<<<<

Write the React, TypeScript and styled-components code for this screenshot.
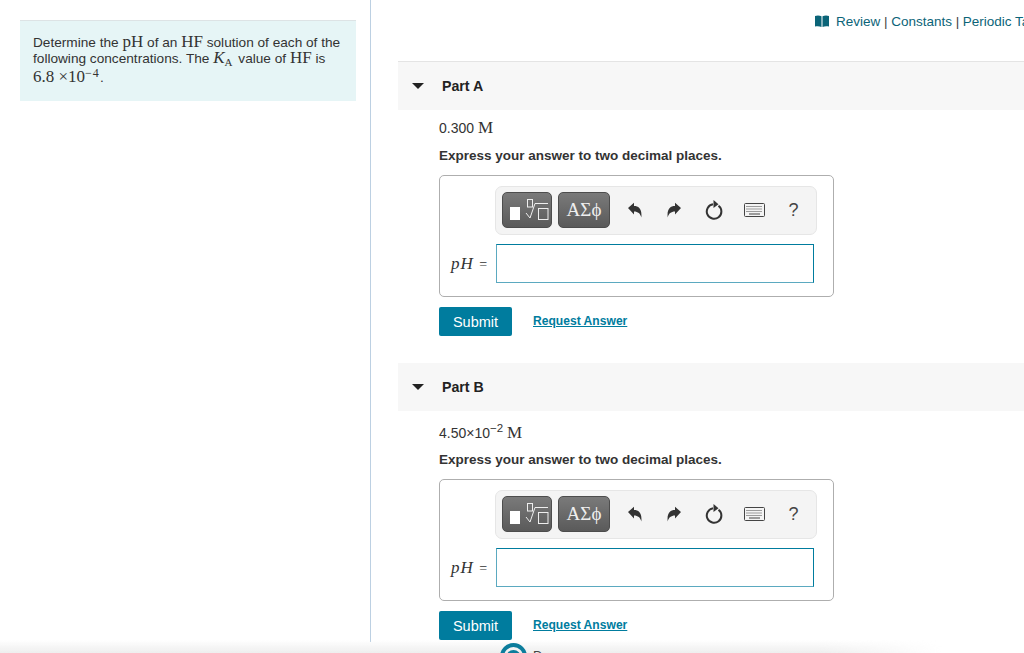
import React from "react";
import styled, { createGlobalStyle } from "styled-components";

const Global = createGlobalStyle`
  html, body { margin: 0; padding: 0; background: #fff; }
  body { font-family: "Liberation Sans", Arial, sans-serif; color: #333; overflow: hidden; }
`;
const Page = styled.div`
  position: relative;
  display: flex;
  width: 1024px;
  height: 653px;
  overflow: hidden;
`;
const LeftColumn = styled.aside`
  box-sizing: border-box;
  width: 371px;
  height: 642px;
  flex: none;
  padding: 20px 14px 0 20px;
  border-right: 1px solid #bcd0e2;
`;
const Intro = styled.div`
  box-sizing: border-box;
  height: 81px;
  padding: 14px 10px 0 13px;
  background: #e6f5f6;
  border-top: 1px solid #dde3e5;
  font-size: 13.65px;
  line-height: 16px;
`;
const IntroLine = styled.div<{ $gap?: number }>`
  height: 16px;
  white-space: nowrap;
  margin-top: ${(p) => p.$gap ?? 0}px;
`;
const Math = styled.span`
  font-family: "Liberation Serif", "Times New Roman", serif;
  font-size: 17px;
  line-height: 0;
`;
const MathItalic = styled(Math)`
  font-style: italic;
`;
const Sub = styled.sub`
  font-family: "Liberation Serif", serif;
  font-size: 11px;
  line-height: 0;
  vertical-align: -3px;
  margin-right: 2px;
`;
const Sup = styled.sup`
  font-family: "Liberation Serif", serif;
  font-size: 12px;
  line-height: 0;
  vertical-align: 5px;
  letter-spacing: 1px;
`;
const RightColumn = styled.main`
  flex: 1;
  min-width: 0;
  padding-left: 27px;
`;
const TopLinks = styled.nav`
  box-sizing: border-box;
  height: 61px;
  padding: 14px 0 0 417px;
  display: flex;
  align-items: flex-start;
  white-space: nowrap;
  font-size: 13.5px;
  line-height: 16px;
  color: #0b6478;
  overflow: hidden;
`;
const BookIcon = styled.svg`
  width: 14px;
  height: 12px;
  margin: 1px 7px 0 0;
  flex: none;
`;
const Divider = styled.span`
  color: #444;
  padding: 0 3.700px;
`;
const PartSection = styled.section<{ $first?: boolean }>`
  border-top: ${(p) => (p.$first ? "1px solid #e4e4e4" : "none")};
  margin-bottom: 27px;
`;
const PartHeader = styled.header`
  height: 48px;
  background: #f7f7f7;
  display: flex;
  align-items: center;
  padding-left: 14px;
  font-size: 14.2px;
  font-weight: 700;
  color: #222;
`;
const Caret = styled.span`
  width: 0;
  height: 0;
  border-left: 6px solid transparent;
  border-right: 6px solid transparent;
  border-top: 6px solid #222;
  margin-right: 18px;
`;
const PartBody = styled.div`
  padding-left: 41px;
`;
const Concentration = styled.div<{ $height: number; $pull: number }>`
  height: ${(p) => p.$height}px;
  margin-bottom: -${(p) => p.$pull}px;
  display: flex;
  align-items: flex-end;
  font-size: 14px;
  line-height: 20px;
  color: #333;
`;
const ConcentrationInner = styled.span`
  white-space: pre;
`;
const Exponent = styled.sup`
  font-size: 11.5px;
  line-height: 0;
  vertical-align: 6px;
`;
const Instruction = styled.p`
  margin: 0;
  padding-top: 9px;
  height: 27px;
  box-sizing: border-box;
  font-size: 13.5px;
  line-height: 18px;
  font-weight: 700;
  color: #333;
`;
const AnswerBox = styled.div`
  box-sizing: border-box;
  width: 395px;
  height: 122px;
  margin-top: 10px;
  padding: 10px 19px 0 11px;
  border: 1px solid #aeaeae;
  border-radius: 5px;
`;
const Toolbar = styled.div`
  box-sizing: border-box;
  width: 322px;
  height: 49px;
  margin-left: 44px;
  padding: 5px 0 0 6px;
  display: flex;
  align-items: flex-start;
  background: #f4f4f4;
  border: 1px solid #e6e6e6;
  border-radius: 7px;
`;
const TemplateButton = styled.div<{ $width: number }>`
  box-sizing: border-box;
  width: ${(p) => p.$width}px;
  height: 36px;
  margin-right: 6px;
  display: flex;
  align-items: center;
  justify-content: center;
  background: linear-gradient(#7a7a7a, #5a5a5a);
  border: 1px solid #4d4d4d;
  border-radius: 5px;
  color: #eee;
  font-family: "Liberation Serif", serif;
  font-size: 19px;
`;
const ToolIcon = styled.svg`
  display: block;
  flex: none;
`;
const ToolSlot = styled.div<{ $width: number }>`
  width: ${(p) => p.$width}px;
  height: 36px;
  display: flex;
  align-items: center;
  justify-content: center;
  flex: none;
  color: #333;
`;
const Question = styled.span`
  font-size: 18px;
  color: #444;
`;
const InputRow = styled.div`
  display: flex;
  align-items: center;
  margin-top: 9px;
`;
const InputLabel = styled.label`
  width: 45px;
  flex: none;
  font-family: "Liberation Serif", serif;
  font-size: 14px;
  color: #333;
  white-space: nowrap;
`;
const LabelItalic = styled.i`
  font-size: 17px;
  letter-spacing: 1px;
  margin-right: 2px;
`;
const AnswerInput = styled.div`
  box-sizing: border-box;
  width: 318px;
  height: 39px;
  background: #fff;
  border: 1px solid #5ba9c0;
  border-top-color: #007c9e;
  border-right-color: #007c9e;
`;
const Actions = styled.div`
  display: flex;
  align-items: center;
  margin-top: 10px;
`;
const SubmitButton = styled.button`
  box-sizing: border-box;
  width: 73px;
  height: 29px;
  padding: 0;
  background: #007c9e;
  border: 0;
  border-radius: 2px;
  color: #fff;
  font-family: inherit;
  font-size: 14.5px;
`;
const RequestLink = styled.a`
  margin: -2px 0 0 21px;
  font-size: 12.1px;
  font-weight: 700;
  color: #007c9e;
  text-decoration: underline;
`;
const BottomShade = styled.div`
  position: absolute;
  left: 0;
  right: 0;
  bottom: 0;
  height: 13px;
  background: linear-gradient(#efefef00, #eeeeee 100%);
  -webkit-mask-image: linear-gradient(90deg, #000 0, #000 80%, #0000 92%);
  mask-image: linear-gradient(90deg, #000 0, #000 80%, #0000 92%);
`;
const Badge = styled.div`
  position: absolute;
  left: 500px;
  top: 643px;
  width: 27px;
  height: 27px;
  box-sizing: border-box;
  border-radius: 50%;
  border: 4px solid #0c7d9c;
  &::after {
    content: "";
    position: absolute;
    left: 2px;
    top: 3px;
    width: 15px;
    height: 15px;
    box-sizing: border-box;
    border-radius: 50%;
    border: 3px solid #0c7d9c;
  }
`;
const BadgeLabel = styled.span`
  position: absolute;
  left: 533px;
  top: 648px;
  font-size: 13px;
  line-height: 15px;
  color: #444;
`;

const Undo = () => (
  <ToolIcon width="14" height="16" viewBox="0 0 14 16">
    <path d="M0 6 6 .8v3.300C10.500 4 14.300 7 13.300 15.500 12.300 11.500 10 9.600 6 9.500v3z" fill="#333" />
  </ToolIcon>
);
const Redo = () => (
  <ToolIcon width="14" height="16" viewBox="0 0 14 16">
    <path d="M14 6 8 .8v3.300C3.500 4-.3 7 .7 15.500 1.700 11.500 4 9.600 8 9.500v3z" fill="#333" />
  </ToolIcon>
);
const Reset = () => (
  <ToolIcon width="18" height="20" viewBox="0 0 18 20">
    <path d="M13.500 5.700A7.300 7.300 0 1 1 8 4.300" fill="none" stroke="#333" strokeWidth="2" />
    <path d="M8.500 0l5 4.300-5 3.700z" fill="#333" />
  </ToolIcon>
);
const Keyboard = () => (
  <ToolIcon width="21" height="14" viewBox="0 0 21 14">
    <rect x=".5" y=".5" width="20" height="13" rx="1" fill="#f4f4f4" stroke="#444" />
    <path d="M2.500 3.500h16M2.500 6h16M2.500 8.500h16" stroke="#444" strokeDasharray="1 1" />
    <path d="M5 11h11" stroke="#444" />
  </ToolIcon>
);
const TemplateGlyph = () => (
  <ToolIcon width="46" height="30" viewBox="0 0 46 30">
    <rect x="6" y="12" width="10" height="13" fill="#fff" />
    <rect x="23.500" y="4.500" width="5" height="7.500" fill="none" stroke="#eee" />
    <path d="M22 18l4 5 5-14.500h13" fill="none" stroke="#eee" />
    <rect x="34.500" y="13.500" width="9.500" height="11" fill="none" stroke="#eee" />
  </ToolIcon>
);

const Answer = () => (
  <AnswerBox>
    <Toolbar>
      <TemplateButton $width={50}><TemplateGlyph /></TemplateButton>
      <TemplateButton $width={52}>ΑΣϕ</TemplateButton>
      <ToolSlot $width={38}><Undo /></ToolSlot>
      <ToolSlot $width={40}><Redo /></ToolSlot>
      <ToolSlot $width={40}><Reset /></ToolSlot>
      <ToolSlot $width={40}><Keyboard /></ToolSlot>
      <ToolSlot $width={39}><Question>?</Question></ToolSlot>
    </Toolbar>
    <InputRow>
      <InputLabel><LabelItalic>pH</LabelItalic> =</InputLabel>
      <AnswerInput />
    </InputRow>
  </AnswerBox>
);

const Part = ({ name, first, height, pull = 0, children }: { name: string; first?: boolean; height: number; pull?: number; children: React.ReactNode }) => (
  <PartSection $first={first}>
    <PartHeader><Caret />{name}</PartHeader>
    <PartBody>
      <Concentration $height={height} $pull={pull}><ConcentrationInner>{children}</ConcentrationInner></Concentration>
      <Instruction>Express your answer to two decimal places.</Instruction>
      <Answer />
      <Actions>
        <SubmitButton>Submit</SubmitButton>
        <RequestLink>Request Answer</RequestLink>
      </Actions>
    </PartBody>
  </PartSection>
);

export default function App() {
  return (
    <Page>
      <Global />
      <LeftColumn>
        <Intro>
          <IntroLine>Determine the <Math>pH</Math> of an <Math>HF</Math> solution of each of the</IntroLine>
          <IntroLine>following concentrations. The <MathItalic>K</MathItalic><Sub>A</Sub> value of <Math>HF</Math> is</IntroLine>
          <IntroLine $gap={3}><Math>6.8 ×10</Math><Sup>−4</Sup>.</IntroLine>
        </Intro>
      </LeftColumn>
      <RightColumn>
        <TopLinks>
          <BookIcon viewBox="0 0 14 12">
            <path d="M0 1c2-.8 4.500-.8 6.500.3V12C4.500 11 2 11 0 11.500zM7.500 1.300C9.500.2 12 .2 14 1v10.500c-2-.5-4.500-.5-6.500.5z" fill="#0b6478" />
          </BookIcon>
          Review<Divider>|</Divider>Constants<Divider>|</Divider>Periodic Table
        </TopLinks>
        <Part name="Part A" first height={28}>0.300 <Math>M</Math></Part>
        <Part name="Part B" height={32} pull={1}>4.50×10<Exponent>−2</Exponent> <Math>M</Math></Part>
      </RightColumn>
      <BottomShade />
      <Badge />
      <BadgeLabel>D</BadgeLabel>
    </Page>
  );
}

>>>>
<<<<

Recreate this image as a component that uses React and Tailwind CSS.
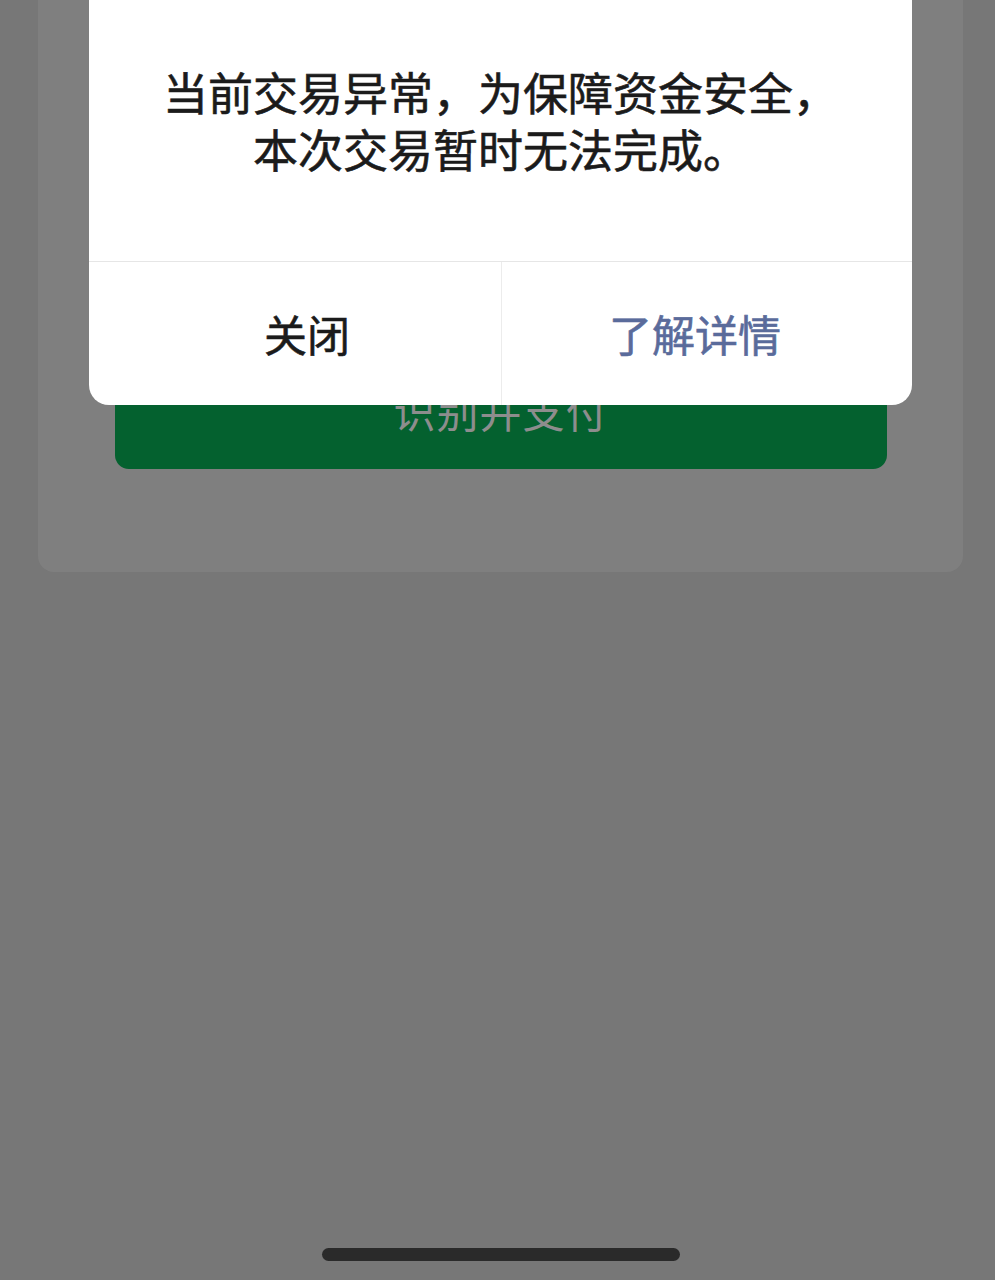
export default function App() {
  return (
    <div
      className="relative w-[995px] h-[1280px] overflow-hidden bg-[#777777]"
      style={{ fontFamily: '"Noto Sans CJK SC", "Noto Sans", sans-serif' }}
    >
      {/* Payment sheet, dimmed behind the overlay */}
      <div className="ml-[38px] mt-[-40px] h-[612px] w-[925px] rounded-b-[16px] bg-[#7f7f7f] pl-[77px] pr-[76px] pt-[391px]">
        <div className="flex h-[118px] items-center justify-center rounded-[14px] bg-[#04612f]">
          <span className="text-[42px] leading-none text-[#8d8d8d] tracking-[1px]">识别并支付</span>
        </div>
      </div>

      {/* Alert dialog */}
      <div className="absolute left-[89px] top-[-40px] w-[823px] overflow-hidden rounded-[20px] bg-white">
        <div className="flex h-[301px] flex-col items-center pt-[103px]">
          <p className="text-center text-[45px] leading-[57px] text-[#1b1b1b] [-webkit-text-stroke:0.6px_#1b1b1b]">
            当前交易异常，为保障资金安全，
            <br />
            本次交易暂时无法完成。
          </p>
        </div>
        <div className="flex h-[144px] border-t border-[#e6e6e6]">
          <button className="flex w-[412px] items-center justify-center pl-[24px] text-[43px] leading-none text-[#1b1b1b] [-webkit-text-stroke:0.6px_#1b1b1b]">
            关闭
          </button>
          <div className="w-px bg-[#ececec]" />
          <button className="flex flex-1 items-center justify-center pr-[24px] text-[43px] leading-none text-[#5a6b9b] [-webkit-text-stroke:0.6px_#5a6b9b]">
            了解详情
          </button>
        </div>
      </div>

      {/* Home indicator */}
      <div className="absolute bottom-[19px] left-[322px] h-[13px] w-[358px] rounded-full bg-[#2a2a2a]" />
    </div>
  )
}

>>>>

# THE TASK
Show every line of the records above that contains the word "image".

# OUTPUT OF THE TASK
  -webkit-mask-image: linear-gradient(90deg, #000 0, #000 80%, #0000 92%);
  mask-image: linear-gradient(90deg, #000 0, #000 80%, #0000 92%);
Recreate this image as a component that uses React and Tailwind CSS.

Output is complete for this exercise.